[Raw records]
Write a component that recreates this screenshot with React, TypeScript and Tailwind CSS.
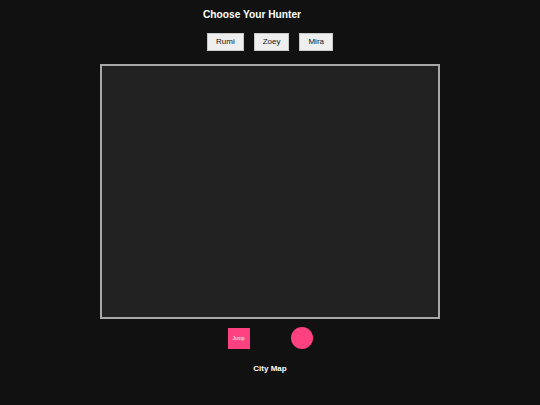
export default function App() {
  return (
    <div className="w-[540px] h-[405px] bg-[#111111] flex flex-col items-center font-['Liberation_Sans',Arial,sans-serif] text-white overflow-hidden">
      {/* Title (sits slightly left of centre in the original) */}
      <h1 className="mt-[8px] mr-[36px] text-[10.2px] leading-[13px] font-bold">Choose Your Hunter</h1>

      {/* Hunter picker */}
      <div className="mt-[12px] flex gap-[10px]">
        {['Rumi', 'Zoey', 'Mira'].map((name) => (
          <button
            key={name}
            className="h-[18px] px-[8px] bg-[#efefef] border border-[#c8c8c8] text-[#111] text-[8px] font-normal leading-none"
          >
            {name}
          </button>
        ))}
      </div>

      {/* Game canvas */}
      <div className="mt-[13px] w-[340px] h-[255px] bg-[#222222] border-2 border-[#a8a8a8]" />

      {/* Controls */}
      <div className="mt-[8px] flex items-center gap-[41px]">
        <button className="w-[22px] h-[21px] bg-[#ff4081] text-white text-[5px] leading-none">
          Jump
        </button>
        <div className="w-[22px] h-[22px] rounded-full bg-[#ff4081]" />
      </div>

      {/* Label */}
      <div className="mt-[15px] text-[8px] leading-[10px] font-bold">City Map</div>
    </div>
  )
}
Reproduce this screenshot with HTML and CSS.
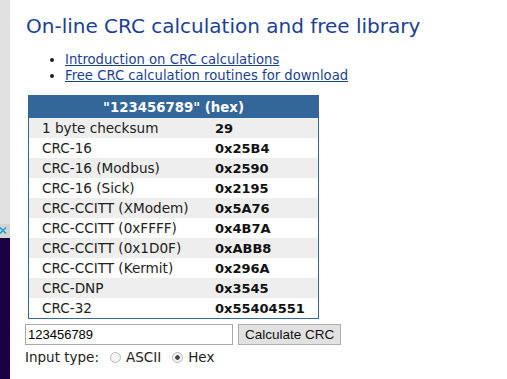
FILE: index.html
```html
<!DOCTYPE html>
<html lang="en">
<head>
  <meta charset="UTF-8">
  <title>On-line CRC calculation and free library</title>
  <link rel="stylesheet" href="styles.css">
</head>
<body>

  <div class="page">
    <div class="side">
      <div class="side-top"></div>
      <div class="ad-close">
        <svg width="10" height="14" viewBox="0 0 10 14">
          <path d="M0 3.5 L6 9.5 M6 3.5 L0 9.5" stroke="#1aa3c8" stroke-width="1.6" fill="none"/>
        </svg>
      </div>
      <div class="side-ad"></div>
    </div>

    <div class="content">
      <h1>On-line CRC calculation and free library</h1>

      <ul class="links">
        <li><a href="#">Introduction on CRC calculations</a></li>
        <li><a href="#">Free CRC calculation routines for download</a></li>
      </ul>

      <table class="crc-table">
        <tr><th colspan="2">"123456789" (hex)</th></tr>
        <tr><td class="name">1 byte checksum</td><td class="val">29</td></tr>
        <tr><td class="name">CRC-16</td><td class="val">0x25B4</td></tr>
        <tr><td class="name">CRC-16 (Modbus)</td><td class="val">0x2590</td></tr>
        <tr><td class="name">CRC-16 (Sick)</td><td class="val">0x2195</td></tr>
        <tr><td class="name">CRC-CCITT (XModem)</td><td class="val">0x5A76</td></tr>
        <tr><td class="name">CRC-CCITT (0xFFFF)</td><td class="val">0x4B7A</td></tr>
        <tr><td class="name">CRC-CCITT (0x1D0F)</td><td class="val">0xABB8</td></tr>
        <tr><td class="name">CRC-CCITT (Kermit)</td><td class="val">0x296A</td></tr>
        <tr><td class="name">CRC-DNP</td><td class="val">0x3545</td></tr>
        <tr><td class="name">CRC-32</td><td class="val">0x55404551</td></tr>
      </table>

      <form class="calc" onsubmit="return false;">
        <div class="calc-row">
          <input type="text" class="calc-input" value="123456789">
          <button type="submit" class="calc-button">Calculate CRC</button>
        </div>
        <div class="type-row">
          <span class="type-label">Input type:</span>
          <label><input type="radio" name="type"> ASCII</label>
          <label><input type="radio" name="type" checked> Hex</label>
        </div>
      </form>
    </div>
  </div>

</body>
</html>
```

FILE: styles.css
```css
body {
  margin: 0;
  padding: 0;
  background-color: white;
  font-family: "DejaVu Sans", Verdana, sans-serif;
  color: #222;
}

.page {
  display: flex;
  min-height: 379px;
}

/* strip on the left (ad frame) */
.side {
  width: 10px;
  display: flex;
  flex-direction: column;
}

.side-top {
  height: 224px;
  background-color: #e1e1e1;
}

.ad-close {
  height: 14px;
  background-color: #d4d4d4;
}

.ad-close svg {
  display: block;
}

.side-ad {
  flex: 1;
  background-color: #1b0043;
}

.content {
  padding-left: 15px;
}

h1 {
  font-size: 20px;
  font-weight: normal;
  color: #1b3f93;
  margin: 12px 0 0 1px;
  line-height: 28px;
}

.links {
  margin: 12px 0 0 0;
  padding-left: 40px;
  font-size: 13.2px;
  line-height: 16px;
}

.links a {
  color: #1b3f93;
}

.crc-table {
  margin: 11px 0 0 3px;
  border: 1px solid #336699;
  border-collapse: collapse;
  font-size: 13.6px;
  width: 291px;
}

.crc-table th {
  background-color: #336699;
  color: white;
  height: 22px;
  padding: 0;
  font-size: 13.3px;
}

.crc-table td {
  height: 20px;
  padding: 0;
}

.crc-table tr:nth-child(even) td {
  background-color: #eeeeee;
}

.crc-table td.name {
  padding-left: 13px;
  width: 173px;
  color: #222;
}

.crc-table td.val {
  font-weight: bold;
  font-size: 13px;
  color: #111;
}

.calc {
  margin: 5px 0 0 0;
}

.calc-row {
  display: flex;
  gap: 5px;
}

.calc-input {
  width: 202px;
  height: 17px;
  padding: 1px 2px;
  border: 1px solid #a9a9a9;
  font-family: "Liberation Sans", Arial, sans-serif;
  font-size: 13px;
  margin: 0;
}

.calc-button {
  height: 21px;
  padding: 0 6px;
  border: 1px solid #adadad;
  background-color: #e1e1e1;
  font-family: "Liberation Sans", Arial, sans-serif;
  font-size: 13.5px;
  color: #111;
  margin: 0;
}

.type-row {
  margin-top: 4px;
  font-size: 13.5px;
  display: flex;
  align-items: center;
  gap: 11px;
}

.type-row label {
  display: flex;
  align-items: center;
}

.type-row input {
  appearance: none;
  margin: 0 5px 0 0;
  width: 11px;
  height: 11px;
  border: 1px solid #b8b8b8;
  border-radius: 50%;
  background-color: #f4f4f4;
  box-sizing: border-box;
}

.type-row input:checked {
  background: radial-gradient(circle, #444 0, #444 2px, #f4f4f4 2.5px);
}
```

What you should do: Copy nothing but the lines from the top of the material through the line holding "mr-[36px] text-[10.2px] leading-[13px]", exactly as written; omit pictures.

Written answer:
Write a component that recreates this screenshot with React, TypeScript and Tailwind CSS.
export default function App() {
  return (
    <div className="w-[540px] h-[405px] bg-[#111111] flex flex-col items-center font-['Liberation_Sans',Arial,sans-serif] text-white overflow-hidden">
      {/* Title (sits slightly left of centre in the original) */}
      <h1 className="mt-[8px] mr-[36px] text-[10.2px] leading-[13px] font-bold">Choose Your Hunter</h1>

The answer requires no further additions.